▶ _What needs to be done_: Every record must be repeated exactly; omit any pictures they contain.

▶ _Items_:

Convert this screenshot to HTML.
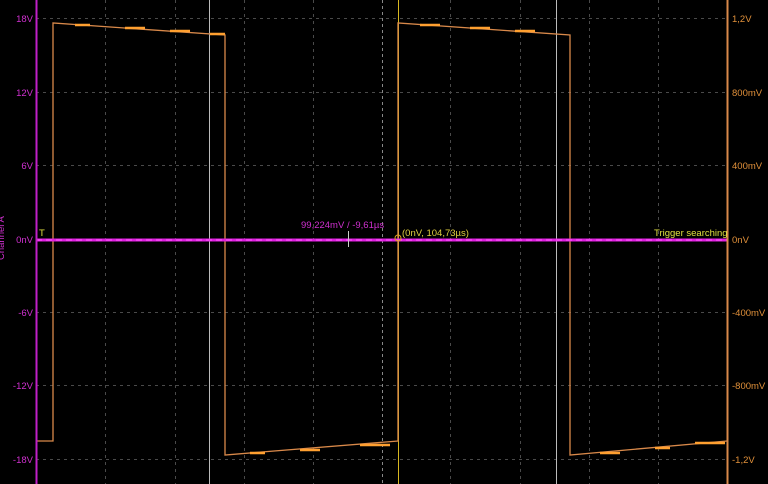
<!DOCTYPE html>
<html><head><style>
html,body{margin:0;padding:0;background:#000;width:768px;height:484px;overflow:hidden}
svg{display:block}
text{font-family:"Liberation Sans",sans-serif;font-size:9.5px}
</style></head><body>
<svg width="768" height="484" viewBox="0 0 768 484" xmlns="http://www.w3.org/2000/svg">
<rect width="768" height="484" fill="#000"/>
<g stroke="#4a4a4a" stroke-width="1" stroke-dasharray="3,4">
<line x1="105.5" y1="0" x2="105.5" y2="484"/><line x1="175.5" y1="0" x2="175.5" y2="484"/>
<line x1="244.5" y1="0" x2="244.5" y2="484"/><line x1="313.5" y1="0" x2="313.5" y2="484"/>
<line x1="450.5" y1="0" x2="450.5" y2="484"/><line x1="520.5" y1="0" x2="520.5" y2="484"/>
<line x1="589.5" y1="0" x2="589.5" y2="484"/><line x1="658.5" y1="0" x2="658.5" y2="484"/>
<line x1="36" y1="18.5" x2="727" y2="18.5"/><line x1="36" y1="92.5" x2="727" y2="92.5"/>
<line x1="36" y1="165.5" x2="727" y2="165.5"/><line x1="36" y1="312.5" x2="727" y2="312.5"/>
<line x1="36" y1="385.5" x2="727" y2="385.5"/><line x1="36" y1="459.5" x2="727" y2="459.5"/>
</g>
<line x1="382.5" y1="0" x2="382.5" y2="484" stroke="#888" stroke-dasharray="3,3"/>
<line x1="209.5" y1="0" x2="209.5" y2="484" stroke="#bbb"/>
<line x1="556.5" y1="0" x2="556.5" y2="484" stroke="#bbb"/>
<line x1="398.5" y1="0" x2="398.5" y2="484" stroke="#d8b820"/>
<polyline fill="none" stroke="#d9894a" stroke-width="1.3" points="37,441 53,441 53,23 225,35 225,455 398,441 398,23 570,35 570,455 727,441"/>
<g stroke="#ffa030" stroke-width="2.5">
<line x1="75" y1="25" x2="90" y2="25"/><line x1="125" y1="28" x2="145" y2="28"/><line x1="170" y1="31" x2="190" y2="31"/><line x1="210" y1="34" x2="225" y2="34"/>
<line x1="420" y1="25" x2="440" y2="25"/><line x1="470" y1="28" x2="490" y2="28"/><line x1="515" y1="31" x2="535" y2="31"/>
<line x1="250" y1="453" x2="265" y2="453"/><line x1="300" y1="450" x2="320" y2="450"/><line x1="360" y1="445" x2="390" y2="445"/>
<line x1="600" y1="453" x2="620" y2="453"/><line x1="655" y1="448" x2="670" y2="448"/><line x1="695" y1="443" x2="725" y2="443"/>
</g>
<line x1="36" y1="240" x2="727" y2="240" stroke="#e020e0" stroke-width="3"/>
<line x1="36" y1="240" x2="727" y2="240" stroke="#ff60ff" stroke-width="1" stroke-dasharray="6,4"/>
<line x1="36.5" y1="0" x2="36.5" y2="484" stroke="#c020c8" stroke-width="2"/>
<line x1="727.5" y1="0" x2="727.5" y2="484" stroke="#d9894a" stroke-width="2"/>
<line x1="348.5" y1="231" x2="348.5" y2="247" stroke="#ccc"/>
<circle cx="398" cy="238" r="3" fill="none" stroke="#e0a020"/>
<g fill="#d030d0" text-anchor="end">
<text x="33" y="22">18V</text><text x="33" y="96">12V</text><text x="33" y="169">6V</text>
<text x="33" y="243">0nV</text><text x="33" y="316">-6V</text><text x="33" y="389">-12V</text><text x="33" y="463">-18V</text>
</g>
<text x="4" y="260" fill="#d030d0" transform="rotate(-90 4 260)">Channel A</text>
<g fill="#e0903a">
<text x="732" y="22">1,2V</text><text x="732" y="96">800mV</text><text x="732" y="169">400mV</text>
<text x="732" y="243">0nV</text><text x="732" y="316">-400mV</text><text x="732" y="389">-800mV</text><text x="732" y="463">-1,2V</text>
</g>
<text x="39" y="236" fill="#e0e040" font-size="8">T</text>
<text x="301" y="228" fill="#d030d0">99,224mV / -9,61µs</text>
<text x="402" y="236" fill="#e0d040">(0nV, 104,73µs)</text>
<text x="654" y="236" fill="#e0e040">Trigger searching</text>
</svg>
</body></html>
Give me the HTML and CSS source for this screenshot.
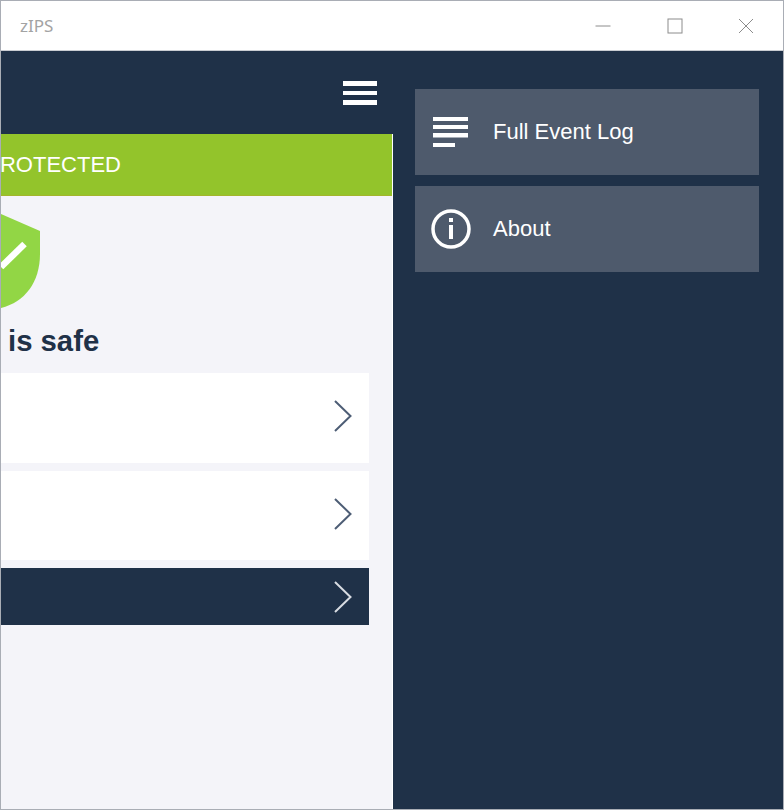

▶ _Task output_:
Convert this screenshot to HTML.
<!DOCTYPE html>
<html><head><style>
html,body{margin:0;padding:0;background:#000;width:768px;height:484px;overflow:hidden}
svg{display:block}
text{font-family:"Liberation Sans",sans-serif;font-size:9.5px}
</style></head><body>
<svg width="768" height="484" viewBox="0 0 768 484" xmlns="http://www.w3.org/2000/svg">
<rect width="768" height="484" fill="#000"/>
<g stroke="#4a4a4a" stroke-width="1" stroke-dasharray="3,4">
<line x1="105.5" y1="0" x2="105.5" y2="484"/><line x1="175.5" y1="0" x2="175.5" y2="484"/>
<line x1="244.5" y1="0" x2="244.5" y2="484"/><line x1="313.5" y1="0" x2="313.5" y2="484"/>
<line x1="450.5" y1="0" x2="450.5" y2="484"/><line x1="520.5" y1="0" x2="520.5" y2="484"/>
<line x1="589.5" y1="0" x2="589.5" y2="484"/><line x1="658.5" y1="0" x2="658.5" y2="484"/>
<line x1="36" y1="18.5" x2="727" y2="18.5"/><line x1="36" y1="92.5" x2="727" y2="92.5"/>
<line x1="36" y1="165.5" x2="727" y2="165.5"/><line x1="36" y1="312.5" x2="727" y2="312.5"/>
<line x1="36" y1="385.5" x2="727" y2="385.5"/><line x1="36" y1="459.5" x2="727" y2="459.5"/>
</g>
<line x1="382.5" y1="0" x2="382.5" y2="484" stroke="#888" stroke-dasharray="3,3"/>
<line x1="209.5" y1="0" x2="209.5" y2="484" stroke="#bbb"/>
<line x1="556.5" y1="0" x2="556.5" y2="484" stroke="#bbb"/>
<line x1="398.5" y1="0" x2="398.5" y2="484" stroke="#d8b820"/>
<polyline fill="none" stroke="#d9894a" stroke-width="1.3" points="37,441 53,441 53,23 225,35 225,455 398,441 398,23 570,35 570,455 727,441"/>
<g stroke="#ffa030" stroke-width="2.5">
<line x1="75" y1="25" x2="90" y2="25"/><line x1="125" y1="28" x2="145" y2="28"/><line x1="170" y1="31" x2="190" y2="31"/><line x1="210" y1="34" x2="225" y2="34"/>
<line x1="420" y1="25" x2="440" y2="25"/><line x1="470" y1="28" x2="490" y2="28"/><line x1="515" y1="31" x2="535" y2="31"/>
<line x1="250" y1="453" x2="265" y2="453"/><line x1="300" y1="450" x2="320" y2="450"/><line x1="360" y1="445" x2="390" y2="445"/>
<line x1="600" y1="453" x2="620" y2="453"/><line x1="655" y1="448" x2="670" y2="448"/><line x1="695" y1="443" x2="725" y2="443"/>
</g>
<line x1="36" y1="240" x2="727" y2="240" stroke="#e020e0" stroke-width="3"/>
<line x1="36" y1="240" x2="727" y2="240" stroke="#ff60ff" stroke-width="1" stroke-dasharray="6,4"/>
<line x1="36.5" y1="0" x2="36.5" y2="484" stroke="#c020c8" stroke-width="2"/>
<line x1="727.5" y1="0" x2="727.5" y2="484" stroke="#d9894a" stroke-width="2"/>
<line x1="348.5" y1="231" x2="348.5" y2="247" stroke="#ccc"/>
<circle cx="398" cy="238" r="3" fill="none" stroke="#e0a020"/>
<g fill="#d030d0" text-anchor="end">
<text x="33" y="22">18V</text><text x="33" y="96">12V</text><text x="33" y="169">6V</text>
<text x="33" y="243">0nV</text><text x="33" y="316">-6V</text><text x="33" y="389">-12V</text><text x="33" y="463">-18V</text>
</g>
<text x="4" y="260" fill="#d030d0" transform="rotate(-90 4 260)">Channel A</text>
<g fill="#e0903a">
<text x="732" y="22">1,2V</text><text x="732" y="96">800mV</text><text x="732" y="169">400mV</text>
<text x="732" y="243">0nV</text><text x="732" y="316">-400mV</text><text x="732" y="389">-800mV</text><text x="732" y="463">-1,2V</text>
</g>
<text x="39" y="236" fill="#e0e040" font-size="8">T</text>
<text x="301" y="228" fill="#d030d0">99,224mV / -9,61µs</text>
<text x="402" y="236" fill="#e0d040">(0nV, 104,73µs)</text>
<text x="654" y="236" fill="#e0e040">Trigger searching</text>
</svg>
</body></html>
Give me the HTML and CSS source for this screenshot.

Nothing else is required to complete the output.